§ EXERCISE
Check every line below for the word "styles" and show those that hold it.

§ DATA LINES
=====
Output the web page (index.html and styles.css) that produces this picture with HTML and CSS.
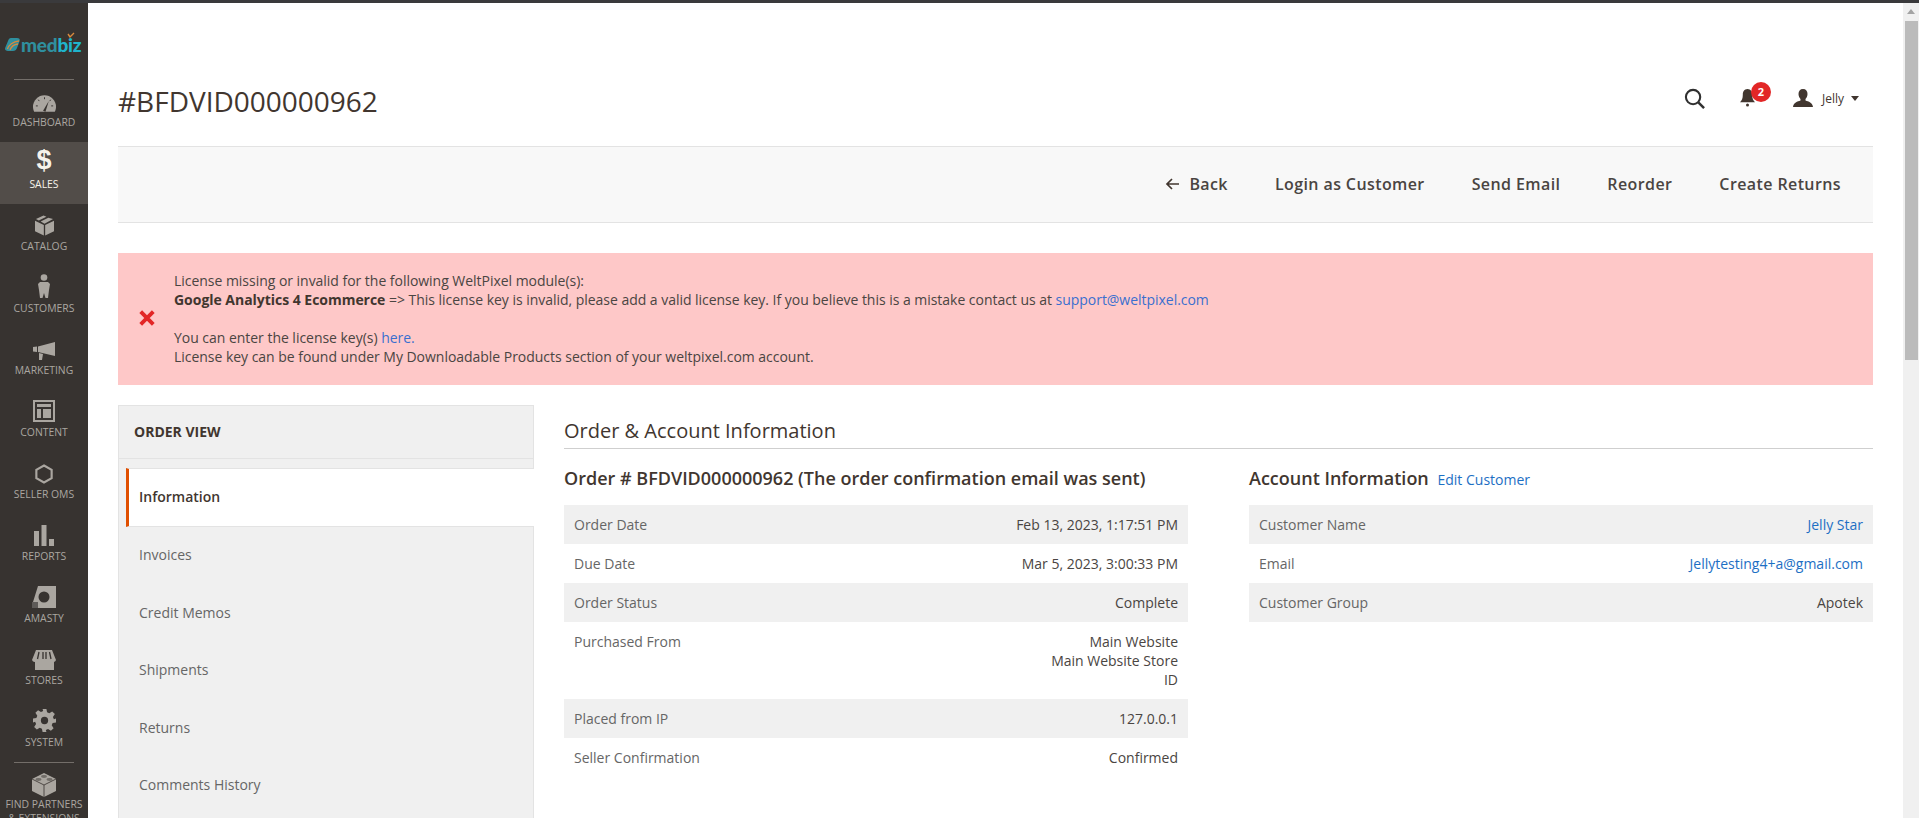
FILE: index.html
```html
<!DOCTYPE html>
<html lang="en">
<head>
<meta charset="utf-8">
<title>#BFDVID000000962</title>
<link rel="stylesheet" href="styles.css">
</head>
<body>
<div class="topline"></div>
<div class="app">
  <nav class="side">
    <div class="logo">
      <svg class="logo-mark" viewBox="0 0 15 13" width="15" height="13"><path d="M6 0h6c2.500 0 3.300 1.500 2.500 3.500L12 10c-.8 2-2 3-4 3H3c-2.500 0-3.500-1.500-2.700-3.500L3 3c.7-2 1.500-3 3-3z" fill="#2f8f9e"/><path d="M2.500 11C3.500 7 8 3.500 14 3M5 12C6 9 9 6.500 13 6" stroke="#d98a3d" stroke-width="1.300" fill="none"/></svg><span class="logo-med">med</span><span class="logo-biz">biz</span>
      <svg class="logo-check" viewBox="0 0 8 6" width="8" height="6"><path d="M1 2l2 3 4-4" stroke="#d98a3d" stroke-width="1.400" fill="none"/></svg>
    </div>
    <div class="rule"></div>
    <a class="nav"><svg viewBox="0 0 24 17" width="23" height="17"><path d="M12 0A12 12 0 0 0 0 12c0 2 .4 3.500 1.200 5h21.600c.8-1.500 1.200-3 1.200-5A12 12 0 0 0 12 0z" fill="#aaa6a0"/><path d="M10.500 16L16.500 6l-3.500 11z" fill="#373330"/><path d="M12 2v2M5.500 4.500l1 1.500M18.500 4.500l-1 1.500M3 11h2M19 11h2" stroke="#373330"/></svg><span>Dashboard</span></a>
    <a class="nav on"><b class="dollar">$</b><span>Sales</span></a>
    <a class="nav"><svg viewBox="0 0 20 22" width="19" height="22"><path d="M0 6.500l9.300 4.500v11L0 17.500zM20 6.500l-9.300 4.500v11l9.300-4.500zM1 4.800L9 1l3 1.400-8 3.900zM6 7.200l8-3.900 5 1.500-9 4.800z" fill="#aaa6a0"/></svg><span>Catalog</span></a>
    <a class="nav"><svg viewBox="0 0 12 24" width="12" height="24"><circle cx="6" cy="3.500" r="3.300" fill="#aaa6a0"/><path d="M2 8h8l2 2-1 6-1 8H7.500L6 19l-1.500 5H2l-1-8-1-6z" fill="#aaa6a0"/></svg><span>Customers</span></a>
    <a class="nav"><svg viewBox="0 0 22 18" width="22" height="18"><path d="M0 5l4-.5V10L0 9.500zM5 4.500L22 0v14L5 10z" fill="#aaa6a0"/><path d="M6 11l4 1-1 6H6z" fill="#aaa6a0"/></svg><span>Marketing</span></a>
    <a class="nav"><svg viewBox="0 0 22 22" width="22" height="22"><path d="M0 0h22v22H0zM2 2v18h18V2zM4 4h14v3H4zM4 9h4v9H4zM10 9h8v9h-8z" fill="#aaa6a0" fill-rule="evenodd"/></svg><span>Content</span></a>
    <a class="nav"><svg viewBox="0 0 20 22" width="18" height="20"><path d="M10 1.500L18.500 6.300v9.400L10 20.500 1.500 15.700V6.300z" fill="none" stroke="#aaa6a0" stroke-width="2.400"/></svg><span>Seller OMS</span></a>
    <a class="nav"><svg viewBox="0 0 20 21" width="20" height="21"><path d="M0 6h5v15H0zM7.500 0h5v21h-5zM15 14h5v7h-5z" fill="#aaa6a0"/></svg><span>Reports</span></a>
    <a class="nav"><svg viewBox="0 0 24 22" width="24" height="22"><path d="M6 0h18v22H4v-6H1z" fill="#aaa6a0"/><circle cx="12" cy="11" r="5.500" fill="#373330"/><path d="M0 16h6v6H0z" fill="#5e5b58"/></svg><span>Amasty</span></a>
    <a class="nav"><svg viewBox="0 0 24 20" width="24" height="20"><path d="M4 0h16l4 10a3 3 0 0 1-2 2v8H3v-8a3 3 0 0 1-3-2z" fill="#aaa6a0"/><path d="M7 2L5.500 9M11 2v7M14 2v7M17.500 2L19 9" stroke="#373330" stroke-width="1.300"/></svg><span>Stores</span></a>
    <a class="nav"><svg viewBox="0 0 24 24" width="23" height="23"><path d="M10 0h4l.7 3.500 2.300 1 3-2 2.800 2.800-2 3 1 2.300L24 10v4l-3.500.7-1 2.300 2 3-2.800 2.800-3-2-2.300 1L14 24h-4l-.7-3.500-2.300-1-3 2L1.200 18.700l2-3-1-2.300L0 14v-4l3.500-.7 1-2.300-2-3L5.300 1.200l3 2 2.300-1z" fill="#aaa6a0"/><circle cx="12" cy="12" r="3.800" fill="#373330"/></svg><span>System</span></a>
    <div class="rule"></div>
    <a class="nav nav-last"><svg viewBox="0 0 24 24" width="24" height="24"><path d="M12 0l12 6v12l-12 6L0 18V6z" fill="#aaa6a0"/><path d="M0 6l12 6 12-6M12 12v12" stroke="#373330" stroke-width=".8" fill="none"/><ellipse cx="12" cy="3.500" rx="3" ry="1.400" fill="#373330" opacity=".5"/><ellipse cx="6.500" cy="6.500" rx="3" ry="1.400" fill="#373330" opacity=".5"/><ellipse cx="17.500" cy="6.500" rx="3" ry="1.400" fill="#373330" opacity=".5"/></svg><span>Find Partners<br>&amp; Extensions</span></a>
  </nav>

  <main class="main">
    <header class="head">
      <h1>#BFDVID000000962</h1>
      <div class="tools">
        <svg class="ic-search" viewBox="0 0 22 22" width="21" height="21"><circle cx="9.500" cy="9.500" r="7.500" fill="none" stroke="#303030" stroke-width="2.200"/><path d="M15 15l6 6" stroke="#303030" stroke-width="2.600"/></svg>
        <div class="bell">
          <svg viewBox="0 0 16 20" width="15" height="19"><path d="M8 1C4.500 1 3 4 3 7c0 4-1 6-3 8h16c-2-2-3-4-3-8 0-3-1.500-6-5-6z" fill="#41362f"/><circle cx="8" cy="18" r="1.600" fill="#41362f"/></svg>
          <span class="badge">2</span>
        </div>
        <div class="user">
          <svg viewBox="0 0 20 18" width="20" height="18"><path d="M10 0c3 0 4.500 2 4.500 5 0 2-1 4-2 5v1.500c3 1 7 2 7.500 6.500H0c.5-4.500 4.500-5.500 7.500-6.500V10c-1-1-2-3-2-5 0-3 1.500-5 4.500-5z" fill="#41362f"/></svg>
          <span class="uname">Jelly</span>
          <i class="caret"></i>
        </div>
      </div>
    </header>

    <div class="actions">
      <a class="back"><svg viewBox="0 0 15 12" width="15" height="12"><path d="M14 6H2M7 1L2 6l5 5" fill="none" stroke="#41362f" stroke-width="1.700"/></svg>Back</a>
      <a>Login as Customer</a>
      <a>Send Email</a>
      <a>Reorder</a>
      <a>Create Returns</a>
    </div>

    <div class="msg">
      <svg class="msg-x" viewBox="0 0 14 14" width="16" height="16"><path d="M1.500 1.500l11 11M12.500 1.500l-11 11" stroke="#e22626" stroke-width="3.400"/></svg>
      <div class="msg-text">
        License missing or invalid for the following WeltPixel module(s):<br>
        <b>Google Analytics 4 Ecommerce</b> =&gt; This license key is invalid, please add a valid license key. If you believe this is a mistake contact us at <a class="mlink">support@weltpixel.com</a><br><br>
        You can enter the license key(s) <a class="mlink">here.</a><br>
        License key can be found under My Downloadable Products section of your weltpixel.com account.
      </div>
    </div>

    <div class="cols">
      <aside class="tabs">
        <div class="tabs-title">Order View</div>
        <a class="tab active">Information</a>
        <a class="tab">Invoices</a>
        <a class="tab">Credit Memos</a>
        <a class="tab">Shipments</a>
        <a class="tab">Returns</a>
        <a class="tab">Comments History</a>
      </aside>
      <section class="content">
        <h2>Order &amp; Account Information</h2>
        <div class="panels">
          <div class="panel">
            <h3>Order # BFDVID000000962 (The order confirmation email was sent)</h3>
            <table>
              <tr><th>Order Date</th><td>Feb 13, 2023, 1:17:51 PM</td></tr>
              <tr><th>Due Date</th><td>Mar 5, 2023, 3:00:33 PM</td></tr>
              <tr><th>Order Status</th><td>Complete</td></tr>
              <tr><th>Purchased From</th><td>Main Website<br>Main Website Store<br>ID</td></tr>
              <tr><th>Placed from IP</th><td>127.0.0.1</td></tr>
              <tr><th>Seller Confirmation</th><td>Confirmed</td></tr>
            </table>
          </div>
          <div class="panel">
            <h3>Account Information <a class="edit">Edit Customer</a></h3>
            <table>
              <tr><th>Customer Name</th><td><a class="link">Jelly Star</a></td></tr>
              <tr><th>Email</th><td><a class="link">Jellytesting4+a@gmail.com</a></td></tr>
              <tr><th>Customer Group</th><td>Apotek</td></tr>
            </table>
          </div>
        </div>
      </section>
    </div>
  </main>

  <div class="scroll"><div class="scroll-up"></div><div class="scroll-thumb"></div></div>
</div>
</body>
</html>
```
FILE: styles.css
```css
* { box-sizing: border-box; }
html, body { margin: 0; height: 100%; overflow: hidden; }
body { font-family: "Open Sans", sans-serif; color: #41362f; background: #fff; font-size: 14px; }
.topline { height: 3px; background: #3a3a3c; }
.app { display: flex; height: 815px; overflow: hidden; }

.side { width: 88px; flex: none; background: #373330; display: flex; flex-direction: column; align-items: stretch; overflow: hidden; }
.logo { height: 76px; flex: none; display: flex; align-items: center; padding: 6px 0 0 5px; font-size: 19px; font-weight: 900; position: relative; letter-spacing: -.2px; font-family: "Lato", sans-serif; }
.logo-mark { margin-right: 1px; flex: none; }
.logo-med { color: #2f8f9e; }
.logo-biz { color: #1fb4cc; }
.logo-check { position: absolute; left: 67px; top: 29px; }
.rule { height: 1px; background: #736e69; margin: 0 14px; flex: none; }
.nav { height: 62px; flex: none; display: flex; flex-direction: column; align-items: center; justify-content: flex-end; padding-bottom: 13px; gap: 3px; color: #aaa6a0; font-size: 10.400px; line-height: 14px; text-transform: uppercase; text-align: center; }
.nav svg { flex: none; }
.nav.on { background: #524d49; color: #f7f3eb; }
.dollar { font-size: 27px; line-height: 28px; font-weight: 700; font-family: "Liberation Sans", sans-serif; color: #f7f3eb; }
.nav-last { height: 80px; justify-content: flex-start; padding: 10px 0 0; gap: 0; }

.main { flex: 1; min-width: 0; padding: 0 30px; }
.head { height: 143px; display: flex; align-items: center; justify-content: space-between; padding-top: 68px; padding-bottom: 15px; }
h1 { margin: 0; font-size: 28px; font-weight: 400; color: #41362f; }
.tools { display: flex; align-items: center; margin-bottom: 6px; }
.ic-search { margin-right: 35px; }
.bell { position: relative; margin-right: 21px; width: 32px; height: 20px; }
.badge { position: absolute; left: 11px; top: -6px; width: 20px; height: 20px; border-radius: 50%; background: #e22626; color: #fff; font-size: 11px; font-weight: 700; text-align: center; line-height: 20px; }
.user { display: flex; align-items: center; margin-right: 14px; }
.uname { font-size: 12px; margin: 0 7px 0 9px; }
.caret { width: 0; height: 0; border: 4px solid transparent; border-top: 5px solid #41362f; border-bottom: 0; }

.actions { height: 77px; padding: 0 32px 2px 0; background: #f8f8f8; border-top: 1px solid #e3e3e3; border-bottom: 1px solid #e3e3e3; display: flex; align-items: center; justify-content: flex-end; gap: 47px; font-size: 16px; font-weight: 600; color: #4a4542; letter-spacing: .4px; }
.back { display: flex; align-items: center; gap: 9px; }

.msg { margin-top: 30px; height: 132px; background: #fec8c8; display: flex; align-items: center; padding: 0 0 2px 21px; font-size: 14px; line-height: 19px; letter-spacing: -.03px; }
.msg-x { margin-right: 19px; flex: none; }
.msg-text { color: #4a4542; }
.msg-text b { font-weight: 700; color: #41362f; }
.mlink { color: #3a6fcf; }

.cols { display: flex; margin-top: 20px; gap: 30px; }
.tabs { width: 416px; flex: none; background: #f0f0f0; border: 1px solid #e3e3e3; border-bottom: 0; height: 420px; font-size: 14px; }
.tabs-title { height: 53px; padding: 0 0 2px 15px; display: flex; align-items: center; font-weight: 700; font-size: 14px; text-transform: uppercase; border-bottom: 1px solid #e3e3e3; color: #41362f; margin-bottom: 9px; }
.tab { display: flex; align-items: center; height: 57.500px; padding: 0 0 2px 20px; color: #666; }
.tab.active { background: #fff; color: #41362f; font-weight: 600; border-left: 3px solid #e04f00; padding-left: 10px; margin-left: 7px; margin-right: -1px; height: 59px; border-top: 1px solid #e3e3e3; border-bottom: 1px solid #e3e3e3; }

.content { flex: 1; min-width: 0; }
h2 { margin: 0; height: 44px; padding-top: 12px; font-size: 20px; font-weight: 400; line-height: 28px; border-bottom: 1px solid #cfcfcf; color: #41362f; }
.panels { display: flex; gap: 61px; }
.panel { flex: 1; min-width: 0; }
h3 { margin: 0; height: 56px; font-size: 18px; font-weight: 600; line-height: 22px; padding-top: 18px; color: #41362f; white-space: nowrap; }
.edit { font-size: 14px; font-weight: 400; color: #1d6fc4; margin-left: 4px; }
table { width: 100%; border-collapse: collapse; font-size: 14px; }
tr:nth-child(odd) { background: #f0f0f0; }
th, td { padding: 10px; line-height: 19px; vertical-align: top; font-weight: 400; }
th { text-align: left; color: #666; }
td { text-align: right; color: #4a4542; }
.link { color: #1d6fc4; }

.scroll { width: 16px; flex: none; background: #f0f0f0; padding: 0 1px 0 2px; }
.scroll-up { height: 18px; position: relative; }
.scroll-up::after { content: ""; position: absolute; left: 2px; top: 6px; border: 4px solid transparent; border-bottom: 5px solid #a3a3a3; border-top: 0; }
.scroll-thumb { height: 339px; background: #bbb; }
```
=====
§ ANSWER FOR THE TASK
Output the web page (index.html and styles.css) that produces this picture with HTML and CSS.
<link rel="stylesheet" href="styles.css">
FILE: styles.css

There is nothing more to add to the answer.